Critical exponents of correlated percolation of sites not visited by a random walk

TL;DR

This study investigates the critical behavior of sites not visited by a random walk in correlated percolation across dimensions 3 to 5, revealing dimension-dependent critical exponents and a relation for the exponent gamma.

Contribution

It introduces a method to determine the critical point and critical exponents for correlated percolation of unvisited sites by a random walk in multiple dimensions.

Findings

The ratio of the largest to second largest cluster mass is dimension-independent at criticality.

The exponent beta remains close to 1 across dimensions.
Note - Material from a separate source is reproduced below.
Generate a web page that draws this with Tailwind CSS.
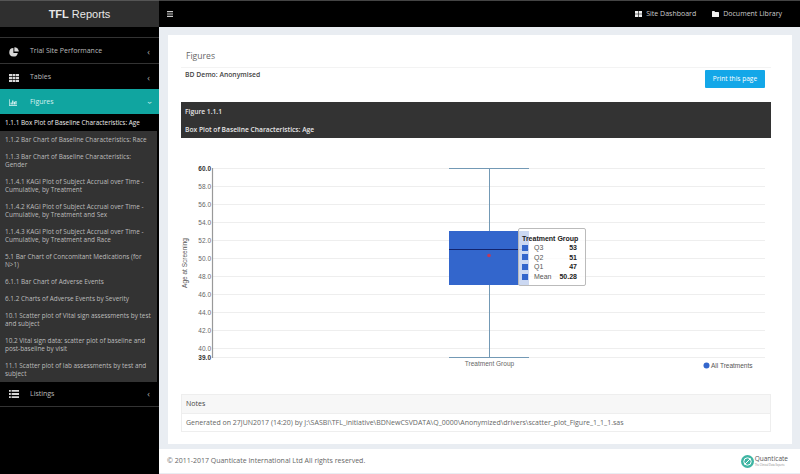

The exponent gamma decreases with dimension, approaching a theoretical value in six dimensions.

Abstract

We consider a $d$-dimensional correlated percolation problem of sites {\em not} visited by a random walk on a hypercubic lattice $L^d$ for $d=3$, 4 and 5. The length of the random walk is ${\cal N}=uL^d$. Close to the critical value $u=u_c$, many geometrical properties of the problem can be described as powers (critical exponents) of $u_c-u$, such as $\beta$, which controls the strength of the spanning cluster, and $\gamma$, which characterizes the behavior of the mean finite cluster size $S$. We show that at $u_c$ the ratio between the mean mass of the largest cluster $M_1$ and the mass of the second largest cluster $M_2$ is independent of $L$ and can be used to find $u_c$. We calculate $\beta$ from the $L$-dependence of $M_2$ and $\gamma$ from the finite size scaling of $S$. The resulting exponent $\beta$ remains close to 1 in all dimensions. The exponent $\gamma$ decreases from $\approx 3.9$ in $d=3$ to $\approx1.9$ in $d=4$ and $\approx 1.3$ in $d=5$ towards $\gamma=1$ expected in $d=6$, which is close to $\gamma=4/(d-2)$.